Freetown Christiania is a green and car-free neighbourhood in Copenhagen, best known for its autonomous inhabitants’ different way of life. It was established in 1971 by a group of hippies who occupied some abandoned military barracks on the site and developed their own set of society rules, completely independent of the Danish government.
Freetown Christiania is a mix of homemade houses, workshops, art galleries, music venues, cheap and organic eateries, and beautiful nature. It is still a society within a society, for an example you cannot buy a house in Christiania. You have to apply for it, and if successful, it is given to you. The area is open to the public – even with guided tours, run by the local Christianites.

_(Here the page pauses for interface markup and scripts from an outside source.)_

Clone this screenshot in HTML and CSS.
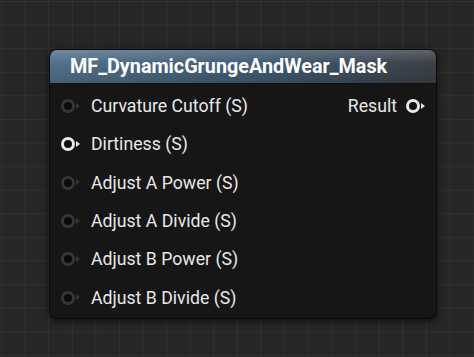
FILE: index.html
```html
<!DOCTYPE html>
<html lang="en">
<head>
    <meta charset="UTF-8">
    <title>MF_DynamicGrungeAndWear_Mask</title>
    <link rel="stylesheet" href="styles.css">
</head>
<body>
    <div class="graph">
        <div class="node">
            <div class="node-title">MF_DynamicGrungeAndWear_Mask</div>
            <div class="node-body">
                <div class="inputs">
                    <div class="pin-row"><span class="pin"></span>Curvature Cutoff (S)</div>
                    <div class="pin-row"><span class="pin linked"></span>Dirtiness (S)</div>
                    <div class="pin-row"><span class="pin"></span>Adjust A Power (S)</div>
                    <div class="pin-row"><span class="pin"></span>Adjust A Divide (S)</div>
                    <div class="pin-row"><span class="pin"></span>Adjust B Power (S)</div>
                    <div class="pin-row"><span class="pin"></span>Adjust B Divide (S)</div>
                </div>
                <div class="outputs">
                    <div class="pin-row">Result<span class="pin linked"></span></div>
                </div>
            </div>
        </div>
    </div>
</body>
</html>
```

FILE: styles.css
```css
body {
    margin: 0;
    background: #262626;
    font-family: Roboto, "Liberation Sans", sans-serif;
}
.graph {
    width: 474px;
    height: 357px;
    padding: 49px 0 0 49px;
    box-sizing: border-box;
    background-color: #262626;
    background-image:
        linear-gradient(to right, rgba(255, 255, 255, 0.045) 1px, transparent 1px),
        linear-gradient(to bottom, rgba(255, 255, 255, 0.045) 1px, transparent 1px);
    background-size: 23.6px 23.6px;
    background-position: 1px 1px;
}
.node {
    width: 388px;
    height: 270px;
    box-sizing: border-box;
    border: 1px solid #0a0a0a;
    border-radius: 8px;
    background: #161616;
    box-shadow: 0 2px 6px rgba(0, 0, 0, 0.6);
    overflow: hidden;
}
.node-title {
    height: 33px;
    padding-left: 20px;
    display: flex;
    align-items: center;
    color: #fff;
    font-size: 19.8px;
    font-weight: bold;
    background:
        linear-gradient(to bottom, rgba(255, 255, 255, 0.18), rgba(255, 255, 255, 0) 40%, rgba(0, 0, 0, 0.15)),
        linear-gradient(to right, #52718b, #405b72 55%, #3b4046);
    border-bottom: 1px solid #101010;
}
.node-body {
    display: flex;
    justify-content: space-between;
    padding: 3px 16px 0 11px;
}
.pin-row {
    height: 38.3px;
    display: flex;
    align-items: center;
    gap: 16px;
    color: #e8e8e8;
    font-size: 17.7px;
}
.pin {
    position: relative;
    width: 8px;
    height: 8px;
    border: 3px solid #363636;
    border-radius: 50%;
    background: #0a0a0a;
}
.pin::after {
    content: "";
    position: absolute;
    right: -8px;
    top: 0.5px;
    border-left: 4px solid #363636;
    border-top: 3.5px solid transparent;
    border-bottom: 3.5px solid transparent;
}
.pin.linked {
    border-color: #e8e8e8;
    background: #111;
}
.pin.linked::after {
    border-left-color: #e8e8e8;
}
.outputs .pin-row {
    gap: 9px;
}
```
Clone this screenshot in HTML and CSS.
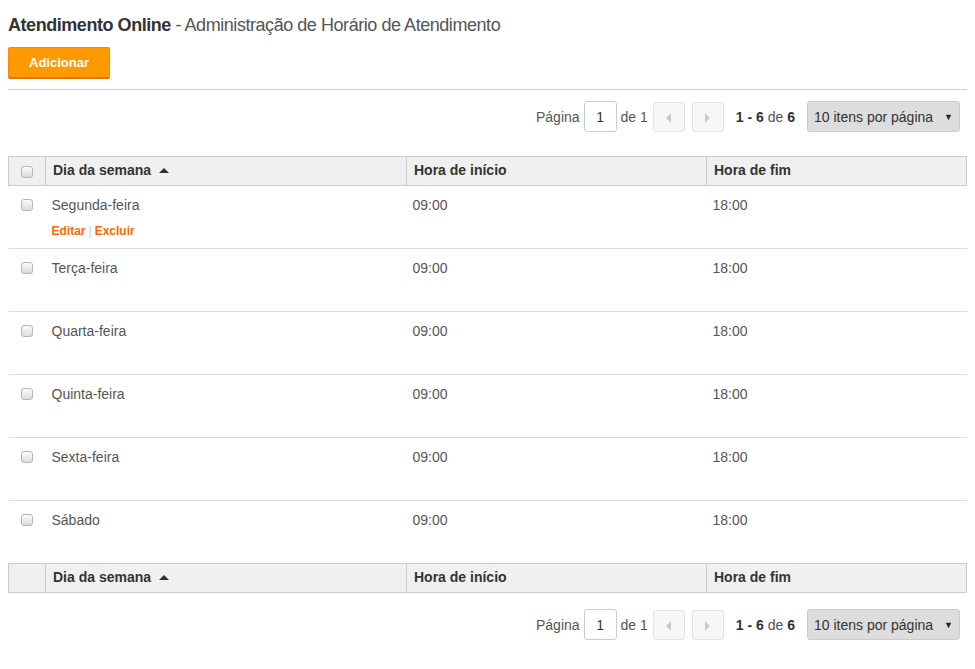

Three things you must see at Christiania:
- Loppen: Loppen is an alternative concert venue, housed in an old army hall. Since 1973 is has welcomed alternative, aggressive, provocative and danceable music. Starting in the underground local scene, it has over the years started to attract international names and up-and-coming bands. Genres featured are mostly, alternative rock and punk, but also features reggae and hip hop. The building and interior is bare and rustic, and is also home to a flea market, restaurant and art gallery.
- Pusher Street: The most famous, and most controversial street, in Christiania (and arguably all of Copenhagen) is of course, Pusher Street. The street has gained its notoriety for being the central vending area of Christiania’s cannabis trade. On this short of stretch of road running through the village, you can find booths selling a variety of different cannabis-derived products, i.e. yes, you can buy weed here. Photos are absolutely forbidden on Pusher Street, and you’re not as sneaky as you think you are, so don’t even try. Seriously.
- The architecture: Christiania became a place of fascination and intrigue for architects across Europe, many of whom visited to experiment with new techniques and styles. Nonetheless, the buildings of Christiania were developed mainly under the ethos of “architecture without architects”. As the Danish government did not initially recognise the community as legitimate, ordinary zoning restrictions did not apply, and so a wide variety of vernacular architecture was created, some futuristic, some ecologically-sustainable, others following the style of more traditional Scandinavian houses. The buildings are experimental in style, many with decorative murals, and others integrated into their surroundings, and all serving as functional homes.
There is definitely not enough space here to tell everything about Christiania. Go explore, have fun and take care!